--- BEGIN RAW DATA ---

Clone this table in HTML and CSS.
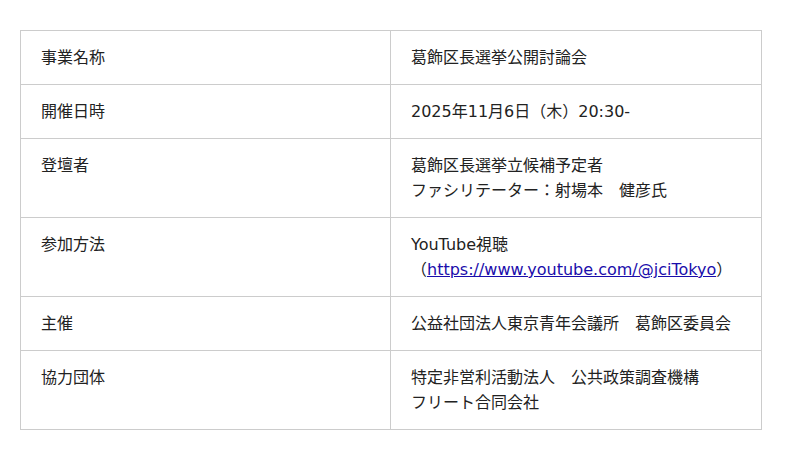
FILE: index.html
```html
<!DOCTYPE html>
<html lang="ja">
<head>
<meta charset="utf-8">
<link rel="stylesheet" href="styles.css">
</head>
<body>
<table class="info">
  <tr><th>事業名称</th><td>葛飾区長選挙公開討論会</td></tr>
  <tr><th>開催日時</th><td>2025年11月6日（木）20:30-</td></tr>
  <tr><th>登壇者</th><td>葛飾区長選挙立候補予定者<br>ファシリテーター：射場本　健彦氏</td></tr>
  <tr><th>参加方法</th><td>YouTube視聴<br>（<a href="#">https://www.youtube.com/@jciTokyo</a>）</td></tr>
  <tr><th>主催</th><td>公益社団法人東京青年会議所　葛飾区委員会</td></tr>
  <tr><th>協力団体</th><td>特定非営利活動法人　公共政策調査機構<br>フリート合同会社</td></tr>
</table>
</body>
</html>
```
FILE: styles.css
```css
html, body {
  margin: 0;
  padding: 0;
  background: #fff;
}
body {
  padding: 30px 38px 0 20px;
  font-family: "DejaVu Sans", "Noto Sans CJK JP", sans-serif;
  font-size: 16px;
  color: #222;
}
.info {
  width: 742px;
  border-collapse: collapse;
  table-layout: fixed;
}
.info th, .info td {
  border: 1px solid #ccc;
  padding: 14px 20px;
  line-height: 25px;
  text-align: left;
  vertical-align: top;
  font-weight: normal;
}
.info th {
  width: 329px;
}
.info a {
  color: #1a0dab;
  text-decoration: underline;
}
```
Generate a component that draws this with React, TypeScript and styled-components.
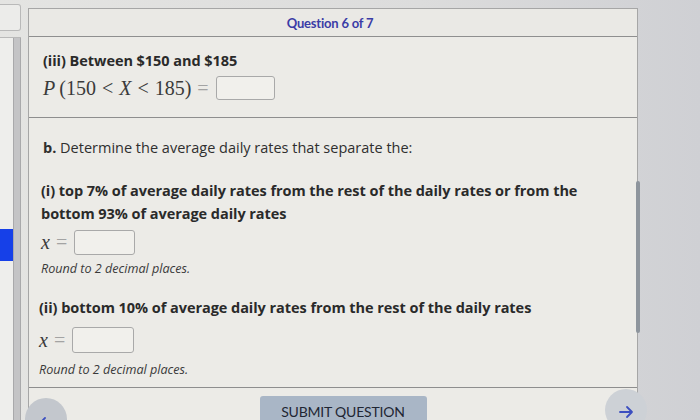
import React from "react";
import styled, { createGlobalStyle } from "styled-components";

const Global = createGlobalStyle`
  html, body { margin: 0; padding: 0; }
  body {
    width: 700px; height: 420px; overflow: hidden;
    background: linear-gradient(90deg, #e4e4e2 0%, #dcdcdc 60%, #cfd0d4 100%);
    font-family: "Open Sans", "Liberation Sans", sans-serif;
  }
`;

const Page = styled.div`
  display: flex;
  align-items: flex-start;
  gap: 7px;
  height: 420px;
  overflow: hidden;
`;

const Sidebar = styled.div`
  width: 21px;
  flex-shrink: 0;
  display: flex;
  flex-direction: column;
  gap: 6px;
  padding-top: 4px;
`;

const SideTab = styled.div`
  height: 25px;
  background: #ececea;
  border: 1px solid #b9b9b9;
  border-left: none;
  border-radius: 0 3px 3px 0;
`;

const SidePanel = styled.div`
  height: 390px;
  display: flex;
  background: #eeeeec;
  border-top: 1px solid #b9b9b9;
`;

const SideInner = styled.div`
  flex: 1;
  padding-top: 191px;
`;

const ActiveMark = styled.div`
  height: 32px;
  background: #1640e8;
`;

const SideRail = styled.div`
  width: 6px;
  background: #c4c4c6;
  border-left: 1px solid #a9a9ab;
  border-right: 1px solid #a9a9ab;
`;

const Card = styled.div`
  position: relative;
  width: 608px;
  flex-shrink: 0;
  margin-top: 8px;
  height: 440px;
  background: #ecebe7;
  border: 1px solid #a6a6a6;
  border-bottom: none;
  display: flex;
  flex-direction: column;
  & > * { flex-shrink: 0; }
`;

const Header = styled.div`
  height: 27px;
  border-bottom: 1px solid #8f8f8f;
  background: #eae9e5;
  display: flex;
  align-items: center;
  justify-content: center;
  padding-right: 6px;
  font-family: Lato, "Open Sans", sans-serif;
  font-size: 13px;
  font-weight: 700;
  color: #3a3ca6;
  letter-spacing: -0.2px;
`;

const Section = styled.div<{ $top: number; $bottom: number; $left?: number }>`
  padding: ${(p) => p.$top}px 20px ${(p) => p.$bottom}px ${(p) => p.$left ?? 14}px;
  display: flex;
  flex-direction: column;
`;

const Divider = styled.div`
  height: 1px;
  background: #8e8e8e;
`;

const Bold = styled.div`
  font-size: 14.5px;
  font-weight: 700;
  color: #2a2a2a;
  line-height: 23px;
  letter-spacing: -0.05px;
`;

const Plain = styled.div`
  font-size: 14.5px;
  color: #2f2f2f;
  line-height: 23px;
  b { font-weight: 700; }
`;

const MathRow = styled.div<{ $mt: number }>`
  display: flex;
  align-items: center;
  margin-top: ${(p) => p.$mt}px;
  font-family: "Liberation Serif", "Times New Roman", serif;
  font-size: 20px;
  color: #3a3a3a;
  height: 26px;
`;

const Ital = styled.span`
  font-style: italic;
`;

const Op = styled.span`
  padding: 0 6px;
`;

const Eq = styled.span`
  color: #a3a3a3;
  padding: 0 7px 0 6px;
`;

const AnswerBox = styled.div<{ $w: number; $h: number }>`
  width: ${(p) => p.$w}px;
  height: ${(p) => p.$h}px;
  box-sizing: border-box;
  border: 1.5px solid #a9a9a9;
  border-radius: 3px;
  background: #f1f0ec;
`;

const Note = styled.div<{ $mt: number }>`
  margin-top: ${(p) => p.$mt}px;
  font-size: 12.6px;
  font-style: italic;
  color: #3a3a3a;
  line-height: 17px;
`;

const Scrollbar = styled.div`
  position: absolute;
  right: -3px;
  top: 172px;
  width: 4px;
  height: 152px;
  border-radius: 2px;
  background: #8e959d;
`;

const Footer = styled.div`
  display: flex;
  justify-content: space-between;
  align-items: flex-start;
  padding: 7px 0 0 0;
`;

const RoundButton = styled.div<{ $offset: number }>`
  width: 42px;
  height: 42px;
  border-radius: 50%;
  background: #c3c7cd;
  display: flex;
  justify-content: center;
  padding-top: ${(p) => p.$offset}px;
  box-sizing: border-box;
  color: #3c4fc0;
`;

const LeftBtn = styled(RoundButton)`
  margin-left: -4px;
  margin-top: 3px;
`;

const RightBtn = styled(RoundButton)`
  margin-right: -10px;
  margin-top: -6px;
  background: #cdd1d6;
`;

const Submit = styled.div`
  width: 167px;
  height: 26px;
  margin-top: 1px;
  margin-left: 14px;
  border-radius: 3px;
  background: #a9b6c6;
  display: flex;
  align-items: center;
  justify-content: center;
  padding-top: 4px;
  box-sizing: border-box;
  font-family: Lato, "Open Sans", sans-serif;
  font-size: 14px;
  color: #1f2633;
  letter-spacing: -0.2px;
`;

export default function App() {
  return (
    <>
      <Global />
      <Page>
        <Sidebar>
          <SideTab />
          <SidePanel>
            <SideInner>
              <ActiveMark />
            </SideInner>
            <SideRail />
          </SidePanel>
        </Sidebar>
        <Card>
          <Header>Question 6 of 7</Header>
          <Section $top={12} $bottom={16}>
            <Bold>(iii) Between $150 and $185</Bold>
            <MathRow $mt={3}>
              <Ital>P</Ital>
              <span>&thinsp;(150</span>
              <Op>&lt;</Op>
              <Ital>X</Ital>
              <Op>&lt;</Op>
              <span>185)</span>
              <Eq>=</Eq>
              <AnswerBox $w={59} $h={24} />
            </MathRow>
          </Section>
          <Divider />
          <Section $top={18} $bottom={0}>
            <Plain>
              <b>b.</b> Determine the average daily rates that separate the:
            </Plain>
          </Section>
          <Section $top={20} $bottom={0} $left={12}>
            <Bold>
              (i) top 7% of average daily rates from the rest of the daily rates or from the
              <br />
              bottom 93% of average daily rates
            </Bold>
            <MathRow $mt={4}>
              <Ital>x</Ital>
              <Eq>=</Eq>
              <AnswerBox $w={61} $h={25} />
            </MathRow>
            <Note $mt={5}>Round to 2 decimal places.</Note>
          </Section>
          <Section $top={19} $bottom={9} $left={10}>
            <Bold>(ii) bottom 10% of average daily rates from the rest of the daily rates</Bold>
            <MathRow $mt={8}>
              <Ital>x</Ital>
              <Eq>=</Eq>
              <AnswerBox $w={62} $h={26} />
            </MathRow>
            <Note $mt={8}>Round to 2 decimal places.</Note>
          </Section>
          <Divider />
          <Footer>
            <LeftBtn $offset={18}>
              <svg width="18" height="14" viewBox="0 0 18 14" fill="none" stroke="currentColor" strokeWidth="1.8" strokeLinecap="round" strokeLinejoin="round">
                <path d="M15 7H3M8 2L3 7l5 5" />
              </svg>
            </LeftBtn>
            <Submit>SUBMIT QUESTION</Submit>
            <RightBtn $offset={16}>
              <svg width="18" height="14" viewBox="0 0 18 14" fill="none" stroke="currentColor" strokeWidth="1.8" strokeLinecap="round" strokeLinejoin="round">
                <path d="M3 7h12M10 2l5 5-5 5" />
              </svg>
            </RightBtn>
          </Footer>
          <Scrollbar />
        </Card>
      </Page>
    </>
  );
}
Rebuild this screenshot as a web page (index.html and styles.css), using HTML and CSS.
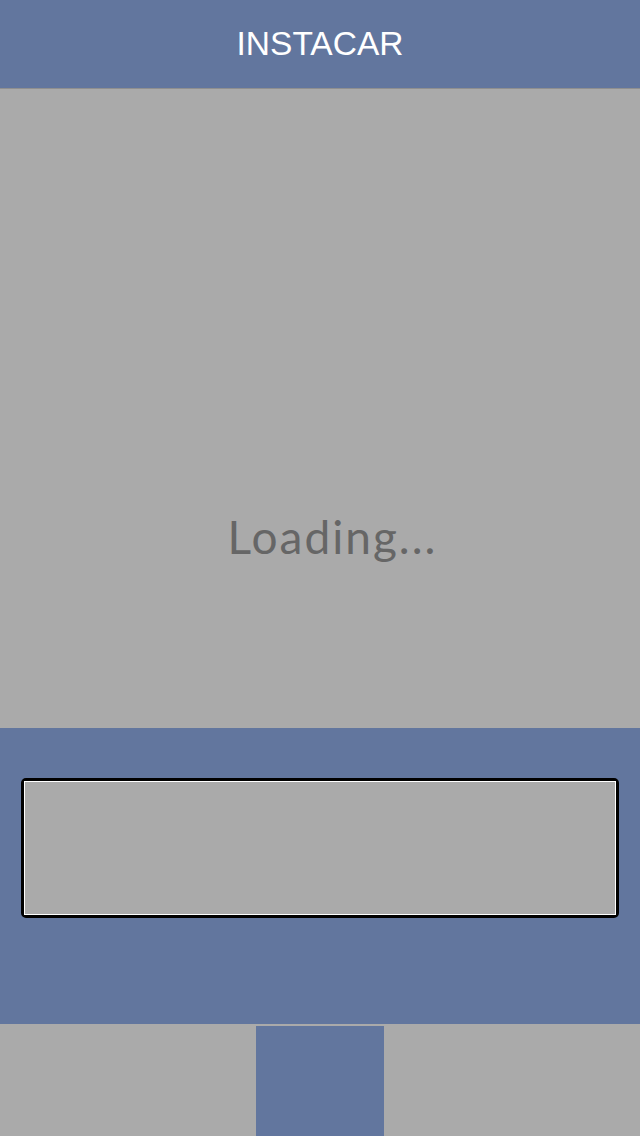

--- END RAW DATA ---

→ REQUIRED WORK:
Within the listing above, copy each line that has the string "this".

→ PROBLEM SOLUTION:
Clone this table in HTML and CSS.
Generate a component that draws this with React, TypeScript and styled-components.
Rebuild this screenshot as a web page (index.html and styles.css), using HTML and CSS.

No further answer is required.